### WORK INSTRUCTIONS
Set down all of the data that follows word for word, without the images.

[START STORED DATA]

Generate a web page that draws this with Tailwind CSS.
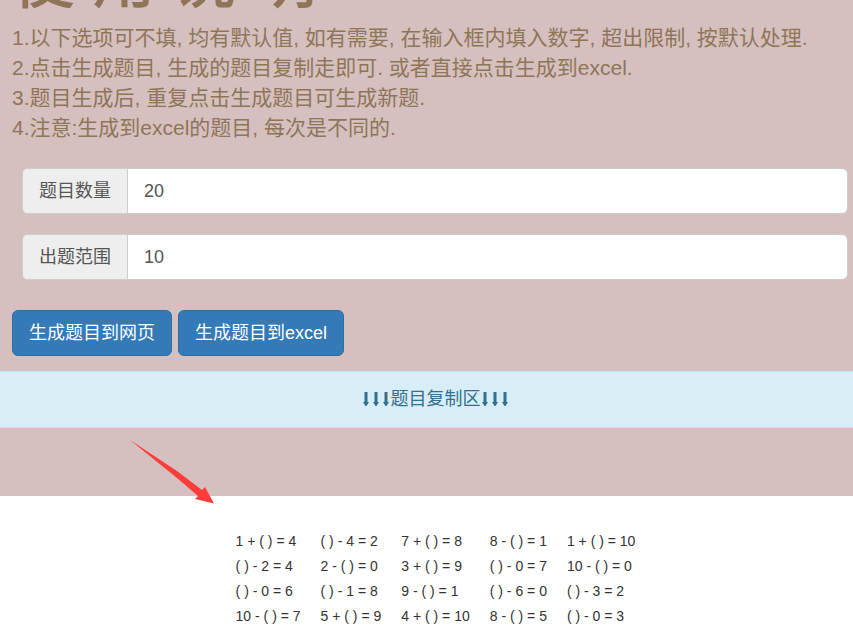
<!DOCTYPE html>
<html lang="zh-CN">
<head>
  <meta charset="UTF-8">
  <meta name="viewport" content="width=device-width, initial-scale=1.0">
  <title>使用说明</title>
  <script src="https://cdn.jsdelivr.net/npm/@tailwindcss/browser@4"></script>
</head>
<body class="bg-white overflow-hidden font-['Liberation_Sans','Noto_Sans_CJK_SC',sans-serif] text-[#333]">
  <main class="relative bg-[#d5c0bf] pb-[68px]">
    <header class="px-3 text-[#8f7558]">
      <div class="h-[23px] overflow-hidden flex items-end">
        <h1 class="pb-2 text-[63px] leading-[70px] font-medium whitespace-nowrap">使 用 说 明</h1>
      </div>
      <ol class="text-[21px] leading-[30px] whitespace-nowrap">
        <li>1.以下选项可不填, 均有默认值, 如有需要, 在输入框内填入数字, 超出限制, 按默认处理.</li>
        <li>2.点击生成题目, 生成的题目复制走即可. 或者直接点击生成到excel.</li>
        <li>3.题目生成后, 重复点击生成题目可生成新题.</li>
        <li>4.注意:生成到excel的题目, 每次是不同的.</li>
      </ol>
    </header>

    <form class="mt-[25px]" onsubmit="return false">
      <div class="ml-[22px] mr-[5px] space-y-5 text-lg text-[#555]">
        <div class="flex h-[46px] rounded-md border border-[#ccc] bg-white overflow-hidden">
          <label for="count" class="flex items-center px-4 bg-[#eee] border-r border-[#ccc] whitespace-nowrap">题目数量</label>
          <input id="count" type="text" value="20" class="flex-1 min-w-0 px-4 outline-none">
        </div>
        <div class="flex h-[46px] rounded-md border border-[#ccc] bg-white overflow-hidden">
          <label for="range" class="flex items-center px-4 bg-[#eee] border-r border-[#ccc] whitespace-nowrap">出题范围</label>
          <input id="range" type="text" value="10" class="flex-1 min-w-0 px-4 outline-none">
        </div>
      </div>
      <div class="mt-[30px] px-3 flex gap-1.5 text-lg text-white">
        <button type="button" class="h-[46px] px-4 rounded-md border border-[#2e6da4] bg-[#337ab7] hover:bg-[#286090]">生成题目到网页</button>
        <button type="button" class="h-[46px] px-4 rounded-md border border-[#2e6da4] bg-[#337ab7] hover:bg-[#286090]">生成题目到excel</button>
      </div>
    </form>

    <div class="mt-[15px] h-[57px] pl-[18px] pb-0.5 flex items-center justify-center border-y border-[#bce8f1] bg-[#d9edf7] text-lg text-[#31708f]">
      <svg class="w-[29px] h-4" viewBox="0 0 29 16" fill="currentColor" aria-hidden="true">
        <path d="M2.500 1h3v10h1.500l-2.500 4h-1l-2.500-4h1.500zM12.500 1h3v10h1.500l-2.500 4h-1l-2.500-4h1.500zM22.500 1h3v10h1.500l-2.500 4h-1l-2.500-4h1.500z"/>
      </svg>
      <span>题目复制区</span>
      <svg class="w-[29px] h-4" viewBox="0 0 29 16" fill="currentColor" aria-hidden="true">
        <path d="M2.500 1h3v10h1.500l-2.500 4h-1l-2.500-4h1.500zM12.500 1h3v10h1.500l-2.500 4h-1l-2.500-4h1.500zM22.500 1h3v10h1.500l-2.500 4h-1l-2.500-4h1.500z"/>
      </svg>
    </div>

    <!-- red pointer over the results -->
    <svg class="absolute left-[129px] -bottom-2 w-[86px] h-[65px]" viewBox="0 0 86 65" fill="#ff3b3b" aria-hidden="true">
      <path d="M1 1L48 32L73 51L76 48L85 64.500L66 60L69 57L48 39Z"/>
    </svg>
  </main>

  <section class="pt-[33px] pl-[18px] flex justify-center">
    <table class="text-sm leading-[25px] whitespace-nowrap">
      <tbody>
        <tr>
          <td class="px-2.5">1 + ( ) = 4</td>
          <td class="px-2.5">( ) - 4 = 2</td>
          <td class="px-2.5">7 + ( ) = 8</td>
          <td class="px-2.5">8 - ( ) = 1</td>
          <td class="px-2.5">1 + ( ) = 10</td>
        </tr>
        <tr>
          <td class="px-2.5">( ) - 2 = 4</td>
          <td class="px-2.5">2 - ( ) = 0</td>
          <td class="px-2.5">3 + ( ) = 9</td>
          <td class="px-2.5">( ) - 0 = 7</td>
          <td class="px-2.5">10 - ( ) = 0</td>
        </tr>
        <tr>
          <td class="px-2.5">( ) - 0 = 6</td>
          <td class="px-2.5">( ) - 1 = 8</td>
          <td class="px-2.5">9 - ( ) = 1</td>
          <td class="px-2.5">( ) - 6 = 0</td>
          <td class="px-2.5">( ) - 3 = 2</td>
        </tr>
        <tr>
          <td class="px-2.5">10 - ( ) = 7</td>
          <td class="px-2.5">5 + ( ) = 9</td>
          <td class="px-2.5">4 + ( ) = 10</td>
          <td class="px-2.5">8 - ( ) = 5</td>
          <td class="px-2.5">( ) - 0 = 3</td>
        </tr>
      </tbody>
    </table>
  </section>
</body>
</html>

[END STORED DATA]

### SOLUTION FOR THIS TASK
Generate a web page that draws this with Tailwind CSS.
<!DOCTYPE html>
<html lang="zh-CN">
<head>
  <meta charset="UTF-8">
  <meta name="viewport" content="width=device-width, initial-scale=1.0">
  <title>使用说明</title>
  <script src="https://cdn.jsdelivr.net/npm/@tailwindcss/browser@4"></script>
</head>
<body class="bg-white overflow-hidden font-['Liberation_Sans','Noto_Sans_CJK_SC',sans-serif] text-[#333]">
  <main class="relative bg-[#d5c0bf] pb-[68px]">
    <header class="px-3 text-[#8f7558]">
      <div class="h-[23px] overflow-hidden flex items-end">
        <h1 class="pb-2 text-[63px] leading-[70px] font-medium whitespace-nowrap">使 用 说 明</h1>
      </div>
      <ol class="text-[21px] leading-[30px] whitespace-nowrap">
        <li>1.以下选项可不填, 均有默认值, 如有需要, 在输入框内填入数字, 超出限制, 按默认处理.</li>
        <li>2.点击生成题目, 生成的题目复制走即可. 或者直接点击生成到excel.</li>
        <li>3.题目生成后, 重复点击生成题目可生成新题.</li>
        <li>4.注意:生成到excel的题目, 每次是不同的.</li>
      </ol>
    </header>

    <form class="mt-[25px]" onsubmit="return false">
      <div class="ml-[22px] mr-[5px] space-y-5 text-lg text-[#555]">
        <div class="flex h-[46px] rounded-md border border-[#ccc] bg-white overflow-hidden">
          <label for="count" class="flex items-center px-4 bg-[#eee] border-r border-[#ccc] whitespace-nowrap">题目数量</label>
          <input id="count" type="text" value="20" class="flex-1 min-w-0 px-4 outline-none">
        </div>
        <div class="flex h-[46px] rounded-md border border-[#ccc] bg-white overflow-hidden">
          <label for="range" class="flex items-center px-4 bg-[#eee] border-r border-[#ccc] whitespace-nowrap">出题范围</label>
          <input id="range" type="text" value="10" class="flex-1 min-w-0 px-4 outline-none">
        </div>
      </div>
      <div class="mt-[30px] px-3 flex gap-1.5 text-lg text-white">
        <button type="button" class="h-[46px] px-4 rounded-md border border-[#2e6da4] bg-[#337ab7] hover:bg-[#286090]">生成题目到网页</button>
        <button type="button" class="h-[46px] px-4 rounded-md border border-[#2e6da4] bg-[#337ab7] hover:bg-[#286090]">生成题目到excel</button>
      </div>
    </form>

    <div class="mt-[15px] h-[57px] pl-[18px] pb-0.5 flex items-center justify-center border-y border-[#bce8f1] bg-[#d9edf7] text-lg text-[#31708f]">
      <svg class="w-[29px] h-4" viewBox="0 0 29 16" fill="currentColor" aria-hidden="true">
        <path d="M2.500 1h3v10h1.500l-2.500 4h-1l-2.500-4h1.500zM12.500 1h3v10h1.500l-2.500 4h-1l-2.500-4h1.500zM22.500 1h3v10h1.500l-2.500 4h-1l-2.500-4h1.500z"/>
      </svg>
      <span>题目复制区</span>
      <svg class="w-[29px] h-4" viewBox="0 0 29 16" fill="currentColor" aria-hidden="true">
        <path d="M2.500 1h3v10h1.500l-2.500 4h-1l-2.500-4h1.500zM12.500 1h3v10h1.500l-2.500 4h-1l-2.500-4h1.500zM22.500 1h3v10h1.500l-2.500 4h-1l-2.500-4h1.500z"/>
      </svg>
    </div>

    <!-- red pointer over the results -->
    <svg class="absolute left-[129px] -bottom-2 w-[86px] h-[65px]" viewBox="0 0 86 65" fill="#ff3b3b" aria-hidden="true">
      <path d="M1 1L48 32L73 51L76 48L85 64.500L66 60L69 57L48 39Z"/>
    </svg>
  </main>

  <section class="pt-[33px] pl-[18px] flex justify-center">
    <table class="text-sm leading-[25px] whitespace-nowrap">
      <tbody>
        <tr>
          <td class="px-2.5">1 + ( ) = 4</td>
          <td class="px-2.5">( ) - 4 = 2</td>
          <td class="px-2.5">7 + ( ) = 8</td>
          <td class="px-2.5">8 - ( ) = 1</td>
          <td class="px-2.5">1 + ( ) = 10</td>
        </tr>
        <tr>
          <td class="px-2.5">( ) - 2 = 4</td>
          <td class="px-2.5">2 - ( ) = 0</td>
          <td class="px-2.5">3 + ( ) = 9</td>
          <td class="px-2.5">( ) - 0 = 7</td>
          <td class="px-2.5">10 - ( ) = 0</td>
        </tr>
        <tr>
          <td class="px-2.5">( ) - 0 = 6</td>
          <td class="px-2.5">( ) - 1 = 8</td>
          <td class="px-2.5">9 - ( ) = 1</td>
          <td class="px-2.5">( ) - 6 = 0</td>
          <td class="px-2.5">( ) - 3 = 2</td>
        </tr>
        <tr>
          <td class="px-2.5">10 - ( ) = 7</td>
          <td class="px-2.5">5 + ( ) = 9</td>
          <td class="px-2.5">4 + ( ) = 10</td>
          <td class="px-2.5">8 - ( ) = 5</td>
          <td class="px-2.5">( ) - 0 = 3</td>
        </tr>
      </tbody>
    </table>
  </section>
</body>
</html>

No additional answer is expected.